DeFi rejects this arrangement at its root; it is the only world where voluntary exchange and individual sovereignty takes precedence over imposed authority. It elevates markets over governments, choice over coercion, and reason over power. This is not a theoretical benefit. History is filled with examples of governments using the financial system to exert force:
In 1933, the U.S. government confiscated private gold holdings.
Authoritarian regimes freeze bank accounts of political dissidents.
Entire populations have seen their wealth evaporated through hyperinflation, not by market failure, but by deliberate state policy.
In 2022, Canadian authorities froze the bank accounts of peaceful protesters without trial.
Around the world, capital controls limit how citizens can spend, save, or move their own money.
A permissionless system fixes this not by lobbying for better laws, but by removing the ability to impose control in the first place. Traditional finance fundamentally cannot offer this. It is structurally dependent on gatekeepers, banks, regulators, governments, who can all, at a moment’s notice, deny access, reverse transactions, or extract value by force. Even democratic societies do this in the name of control, stability, or compliance. But stability without consent is still tyranny. Compliance without recourse is still subjugation.

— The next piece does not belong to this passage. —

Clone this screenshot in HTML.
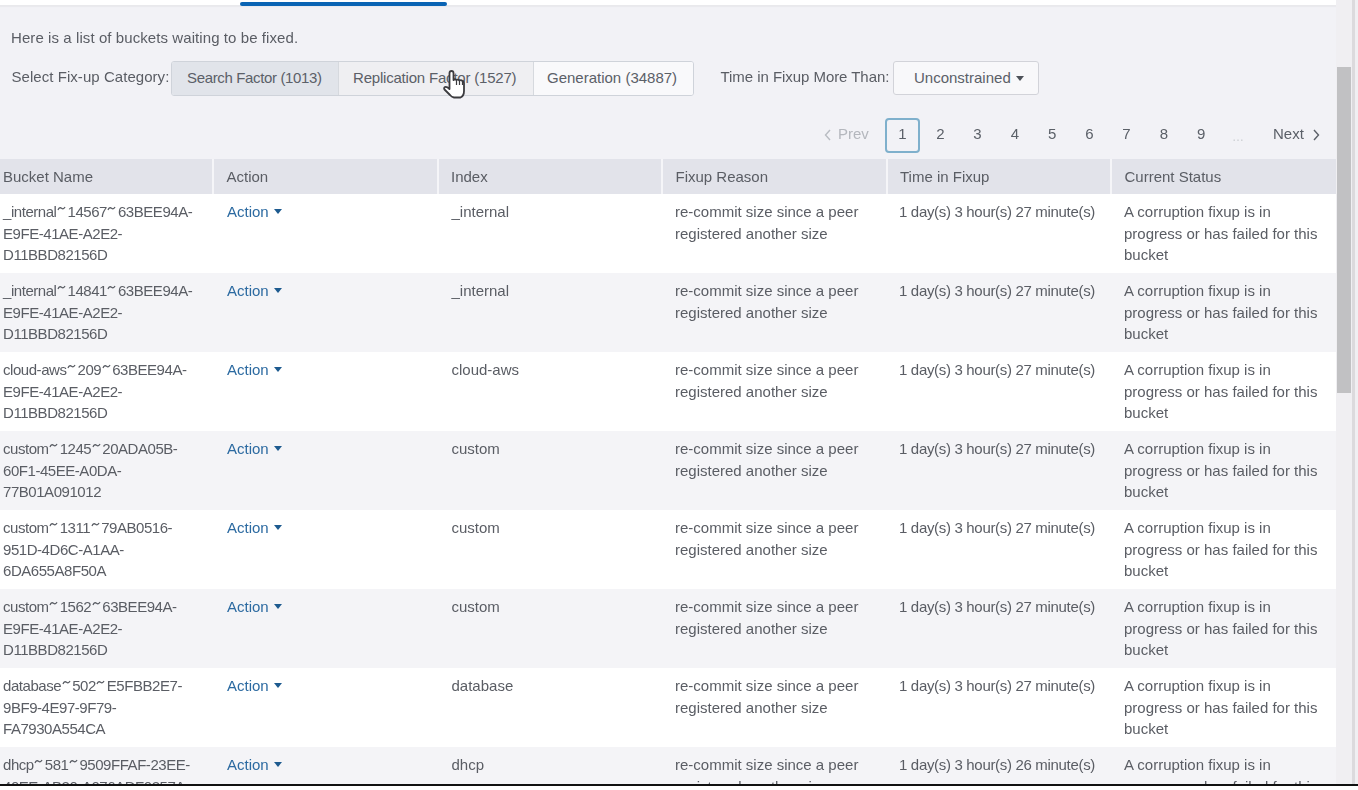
<!DOCTYPE html>
<html><head><meta charset="utf-8">
<style>
*{box-sizing:border-box;margin:0;padding:0}
html,body{width:1358px;height:790px;overflow:hidden;background:#f2f2f6;font-family:"Liberation Sans",sans-serif;color:#5a5d64;font-size:15px}
.abs{position:absolute;white-space:nowrap}
#wrap{position:absolute;left:0;top:0;width:1358px;height:790px;overflow:hidden;filter:blur(0.35px)}
#topstrip{position:absolute;left:0;top:0;width:1336px;height:5.5px;background:#fff;border-bottom:1px solid #e9e9ec;box-shadow:0 1px 1px rgba(0,0,0,0.03)}
#tabbar{position:absolute;left:240px;top:1.5px;width:207px;height:4px;background:#0a64b4;border-radius:2px}
#sb{position:absolute;left:1336px;top:0;width:22px;height:785px;background:#f0eff2}
#sbthumb{position:absolute;left:1px;top:67px;width:14px;height:326px;background:#c1c1c3}
#sbline{position:absolute;left:16px;top:0;width:3px;height:785px;background:#dcdadd}
#bottom{position:absolute;left:0;top:784px;width:1358px;height:6px;background:#fff;border-top:2px solid #111}
.btngrp{position:absolute;left:171px;top:61px;height:35px;border:1px solid #cfd3da;border-radius:3px;display:flex;overflow:hidden}
.btn{height:33px;line-height:31px;white-space:nowrap;font-size:15px;color:#5b6068}
.dd{position:absolute;left:893px;top:61px;width:146px;height:34px;border:1px solid #d2d3d9;border-radius:3px;background:#f8f8fa;line-height:32px;padding-left:20px;color:#5b6068}
.ddcar{position:absolute;left:122px;top:14px;width:0;height:0;border-left:4px solid transparent;border-right:4px solid transparent;border-top:5px solid #4d5158}
.pg{position:absolute;top:118px;height:35px;line-height:32px;text-align:center;color:#5b6068}
table{position:absolute;left:-11px;top:159px;border-collapse:collapse;table-layout:fixed;width:1347px}
th{height:35px;background:#e2e3ea;font-weight:normal;text-align:left;padding:0 0 0 12.5px;border-left:2px solid #f5f5f8;color:#5a5d64}
th:first-child{border-left:none;padding-left:14px}
td{height:79px;vertical-align:top;padding:7px 0 0 14px;line-height:21.6px;color:#5a5d64}
td.c1{letter-spacing:-0.45px}
.tl{display:inline-block;margin:0 1.5px 0 0.5px;vertical-align:top;position:relative;top:5px}
td.c5{letter-spacing:-0.32px;padding-left:12.5px}
td.c4,td.c6{padding-left:13px}
tr.o td{background:#fff}
tr.e td{background:#f4f4f7}
a{color:#2c6aa1;text-decoration:none}
.car{display:inline-block;width:0;height:0;border-left:4px solid transparent;border-right:4px solid transparent;border-top:5px solid #1d5a8f;vertical-align:middle;margin-left:1px;position:relative;top:-2px}
</style></head><body>
<div id="wrap"><div id="topstrip"></div><div id="tabbar"></div>
<div class="abs" style="left:11px;top:29px;line-height:18px;letter-spacing:0.08px">Here is a list of buckets waiting to be fixed.</div>
<div class="abs" style="left:11.5px;top:68px;line-height:18px;letter-spacing:0.05px">Select Fix-up Category:</div>
<div class="btngrp">
 <div class="btn" style="width:166px;background:#e1e4ea;padding-left:15px;letter-spacing:-0.35px">Search Factor (1013)</div>
 <div class="btn" style="width:195px;background:#efeff2;border-left:1px solid #d6d9de;padding-left:14px;letter-spacing:-0.2px">Replication Factor (1527)</div>
 <div class="btn" style="width:160px;background:#f9f9fb;border-left:1px solid #d6d9de;padding-left:13px">Generation (34887)</div>
</div>
<div class="abs" style="left:720.5px;top:68px;line-height:18px;letter-spacing:-0.05px">Time in Fixup More Than:</div>
<div class="dd">Unconstrained<span class="ddcar"></span></div>
<div class="pg" style="left:820px;width:52px;color:#b4b7bd;text-align:left;padding-left:18px"><svg width="8" height="12" viewBox="0 0 8 12" style="position:absolute;left:4px;top:11px"><path d="M6 1 L1.5 6 L6 11" fill="none" stroke="#b9bcc2" stroke-width="1.4"/></svg>Prev</div>
<div class="pg" style="left:885px;width:35px;border:2px solid #7fb0cc;border-radius:4px;line-height:28px">1</div>
<div class="pg" style="left:922.8px;width:35px">2</div>
<div class="pg" style="left:960.0px;width:35px">3</div>
<div class="pg" style="left:997.3px;width:35px">4</div>
<div class="pg" style="left:1034.6px;width:35px">5</div>
<div class="pg" style="left:1072.0px;width:35px">6</div>
<div class="pg" style="left:1108.9px;width:35px">7</div>
<div class="pg" style="left:1146.3px;width:35px">8</div>
<div class="pg" style="left:1183.7px;width:35px">9</div>
<div class="pg" style="left:1220px;width:36px;color:#c9ccd0;font-size:12px;line-height:38px">&hellip;</div>
<div class="pg" style="left:1273px;width:50px;text-align:left">Next<svg width="8" height="12" viewBox="0 0 8 12" style="position:absolute;left:39px;top:11px"><path d="M2 1 L6.5 6 L2 11" fill="none" stroke="#5b6068" stroke-width="1.4"/></svg></div>
<table><colgroup><col style="width:224px"><col style="width:224.5px"><col style="width:224.5px"><col style="width:224.5px"><col style="width:224.5px"><col style="width:225px"></colgroup>
<tr><th>Bucket Name</th><th>Action</th><th>Index</th><th>Fixup Reason</th><th>Time in Fixup</th><th>Current Status</th></tr>
<tr class="o"><td class="c1">_internal<svg class="tl" width="9" height="5" viewBox="0 0 9 5"><path d="M1 4 Q2.5 0.8 4.5 2.2 Q6.5 3.8 8 1" fill="none" stroke="#5a5d64" stroke-width="1.3"/></svg>14567<svg class="tl" width="9" height="5" viewBox="0 0 9 5"><path d="M1 4 Q2.5 0.8 4.5 2.2 Q6.5 3.8 8 1" fill="none" stroke="#5a5d64" stroke-width="1.3"/></svg>63BEE94A-<br>E9FE-41AE-A2E2-<br>D11BBD82156D</td><td><a>Action<span class="car" style="margin-left:5px"></span></a></td><td>_internal</td><td class="c4">re-commit size since a peer<br>registered another size</td><td class="c5">1 day(s) 3 hour(s) 27 minute(s)</td><td class="c6">A corruption fixup is in<br>progress or has failed for this<br>bucket</td></tr>
<tr class="e"><td class="c1">_internal<svg class="tl" width="9" height="5" viewBox="0 0 9 5"><path d="M1 4 Q2.5 0.8 4.5 2.2 Q6.5 3.8 8 1" fill="none" stroke="#5a5d64" stroke-width="1.3"/></svg>14841<svg class="tl" width="9" height="5" viewBox="0 0 9 5"><path d="M1 4 Q2.5 0.8 4.5 2.2 Q6.5 3.8 8 1" fill="none" stroke="#5a5d64" stroke-width="1.3"/></svg>63BEE94A-<br>E9FE-41AE-A2E2-<br>D11BBD82156D</td><td><a>Action<span class="car" style="margin-left:5px"></span></a></td><td>_internal</td><td class="c4">re-commit size since a peer<br>registered another size</td><td class="c5">1 day(s) 3 hour(s) 27 minute(s)</td><td class="c6">A corruption fixup is in<br>progress or has failed for this<br>bucket</td></tr>
<tr class="o"><td class="c1">cloud-aws<svg class="tl" width="9" height="5" viewBox="0 0 9 5"><path d="M1 4 Q2.5 0.8 4.5 2.2 Q6.5 3.8 8 1" fill="none" stroke="#5a5d64" stroke-width="1.3"/></svg>209<svg class="tl" width="9" height="5" viewBox="0 0 9 5"><path d="M1 4 Q2.5 0.8 4.5 2.2 Q6.5 3.8 8 1" fill="none" stroke="#5a5d64" stroke-width="1.3"/></svg>63BEE94A-<br>E9FE-41AE-A2E2-<br>D11BBD82156D</td><td><a>Action<span class="car" style="margin-left:5px"></span></a></td><td>cloud-aws</td><td class="c4">re-commit size since a peer<br>registered another size</td><td class="c5">1 day(s) 3 hour(s) 27 minute(s)</td><td class="c6">A corruption fixup is in<br>progress or has failed for this<br>bucket</td></tr>
<tr class="e"><td class="c1">custom<svg class="tl" width="9" height="5" viewBox="0 0 9 5"><path d="M1 4 Q2.5 0.8 4.5 2.2 Q6.5 3.8 8 1" fill="none" stroke="#5a5d64" stroke-width="1.3"/></svg>1245<svg class="tl" width="9" height="5" viewBox="0 0 9 5"><path d="M1 4 Q2.5 0.8 4.5 2.2 Q6.5 3.8 8 1" fill="none" stroke="#5a5d64" stroke-width="1.3"/></svg>20ADA05B-<br>60F1-45EE-A0DA-<br>77B01A091012</td><td><a>Action<span class="car" style="margin-left:5px"></span></a></td><td>custom</td><td class="c4">re-commit size since a peer<br>registered another size</td><td class="c5">1 day(s) 3 hour(s) 27 minute(s)</td><td class="c6">A corruption fixup is in<br>progress or has failed for this<br>bucket</td></tr>
<tr class="o"><td class="c1">custom<svg class="tl" width="9" height="5" viewBox="0 0 9 5"><path d="M1 4 Q2.5 0.8 4.5 2.2 Q6.5 3.8 8 1" fill="none" stroke="#5a5d64" stroke-width="1.3"/></svg>1311<svg class="tl" width="9" height="5" viewBox="0 0 9 5"><path d="M1 4 Q2.5 0.8 4.5 2.2 Q6.5 3.8 8 1" fill="none" stroke="#5a5d64" stroke-width="1.3"/></svg>79AB0516-<br>951D-4D6C-A1AA-<br>6DA655A8F50A</td><td><a>Action<span class="car" style="margin-left:5px"></span></a></td><td>custom</td><td class="c4">re-commit size since a peer<br>registered another size</td><td class="c5">1 day(s) 3 hour(s) 27 minute(s)</td><td class="c6">A corruption fixup is in<br>progress or has failed for this<br>bucket</td></tr>
<tr class="e"><td class="c1">custom<svg class="tl" width="9" height="5" viewBox="0 0 9 5"><path d="M1 4 Q2.5 0.8 4.5 2.2 Q6.5 3.8 8 1" fill="none" stroke="#5a5d64" stroke-width="1.3"/></svg>1562<svg class="tl" width="9" height="5" viewBox="0 0 9 5"><path d="M1 4 Q2.5 0.8 4.5 2.2 Q6.5 3.8 8 1" fill="none" stroke="#5a5d64" stroke-width="1.3"/></svg>63BEE94A-<br>E9FE-41AE-A2E2-<br>D11BBD82156D</td><td><a>Action<span class="car" style="margin-left:5px"></span></a></td><td>custom</td><td class="c4">re-commit size since a peer<br>registered another size</td><td class="c5">1 day(s) 3 hour(s) 27 minute(s)</td><td class="c6">A corruption fixup is in<br>progress or has failed for this<br>bucket</td></tr>
<tr class="o"><td class="c1">database<svg class="tl" width="9" height="5" viewBox="0 0 9 5"><path d="M1 4 Q2.5 0.8 4.5 2.2 Q6.5 3.8 8 1" fill="none" stroke="#5a5d64" stroke-width="1.3"/></svg>502<svg class="tl" width="9" height="5" viewBox="0 0 9 5"><path d="M1 4 Q2.5 0.8 4.5 2.2 Q6.5 3.8 8 1" fill="none" stroke="#5a5d64" stroke-width="1.3"/></svg>E5FBB2E7-<br>9BF9-4E97-9F79-<br>FA7930A554CA</td><td><a>Action<span class="car" style="margin-left:5px"></span></a></td><td>database</td><td class="c4">re-commit size since a peer<br>registered another size</td><td class="c5">1 day(s) 3 hour(s) 27 minute(s)</td><td class="c6">A corruption fixup is in<br>progress or has failed for this<br>bucket</td></tr>
<tr class="e"><td class="c1">dhcp<svg class="tl" width="9" height="5" viewBox="0 0 9 5"><path d="M1 4 Q2.5 0.8 4.5 2.2 Q6.5 3.8 8 1" fill="none" stroke="#5a5d64" stroke-width="1.3"/></svg>581<svg class="tl" width="9" height="5" viewBox="0 0 9 5"><path d="M1 4 Q2.5 0.8 4.5 2.2 Q6.5 3.8 8 1" fill="none" stroke="#5a5d64" stroke-width="1.3"/></svg>9509FFAF-23EE-<br>40EE-AB20-A076ADF0257A</td><td><a>Action<span class="car" style="margin-left:5px"></span></a></td><td>dhcp</td><td class="c4">re-commit size since a peer<br>registered another size</td><td class="c5">1 day(s) 3 hour(s) 26 minute(s)</td><td class="c6">A corruption fixup is in<br>progress or has failed for this<br>bucket</td></tr>
</table>
<svg width="26" height="32" viewBox="0 0 26 32" style="position:absolute;left:442px;top:69px">
<path d="M7.5 18 L7.5 4 Q7.5 2 9.5 2 Q11.5 2 11.5 4 L11.5 11 Q13 9.5 14.5 11 Q16 10 17.5 11.5 Q19 10.5 20.5 12 Q22 12 22 14 L22 22 Q22 27 18.5 28.5 L12 28.5 Q9.5 28 8 26 L2.5 20.5 Q1.5 19 3 18 Q5 17.5 7.5 20 Z" fill="#fff" stroke="#3b3b3f" stroke-width="1.8" stroke-linejoin="round"/>
<path d="M14.5 11.5 L14.5 16 M17.5 12 L17.5 16 M20.5 12.5 L20.5 16" stroke="#3b3b3f" stroke-width="1.2"/>
</svg>
<div id="sb"><div id="sbthumb"></div><div id="sbline"></div></div>
<div id="bottom"></div></div>
</body></html>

The real promise of crypto is not just a more efficient market, it is a freer one. It forces us to confront a fundamental question: Do we want systems where freedom is selectively granted by institutions, or systems where freedom is intrinsic and owned outright by individuals and enforced through code and consensus? At its core, crypto challenges the assumption that trust, legitimacy, and economic coordination must flow through centralized authorities. It proposes a world where these functions can be decentralized, permissionless, and transparent.
To appreciate the scale of this shift, it helps to recognize that technological change tends to come in three forms. The first is marginal improvement, better, faster, cheaper versions of existing systems. This is like moving from landline phones to fiber optics, or from paper checks to digital banking. The second type is new capabilities, technologies that enable us to do things that were previously impossible, like the internet, personal computers, or smartphones. But the third, and rarest, form is structural reordering, technologies that fundamentally restructure power, institutions, and society itself.
Crypto belongs firmly in this third category. It is not just about making finance more efficient or unlocking new functionality. Like the printing press (1440 AD), which began as a way to reproduce books but ultimately fueled the Reformation (1517 AD), the Scientific Revolution, and the Enlightenment, crypto redefines who has the authority to create, move, and store value.
The printing press shattered the church’s monopoly on knowledge and empowered individuals to read, think, and interpret for themselves. Likewise, crypto dismantles the state and corporate monopoly on financial infrastructure, allowing individuals to transact, govern, and organize without gatekeepers. It’s a shift not just in technology, but in the very architecture of freedom.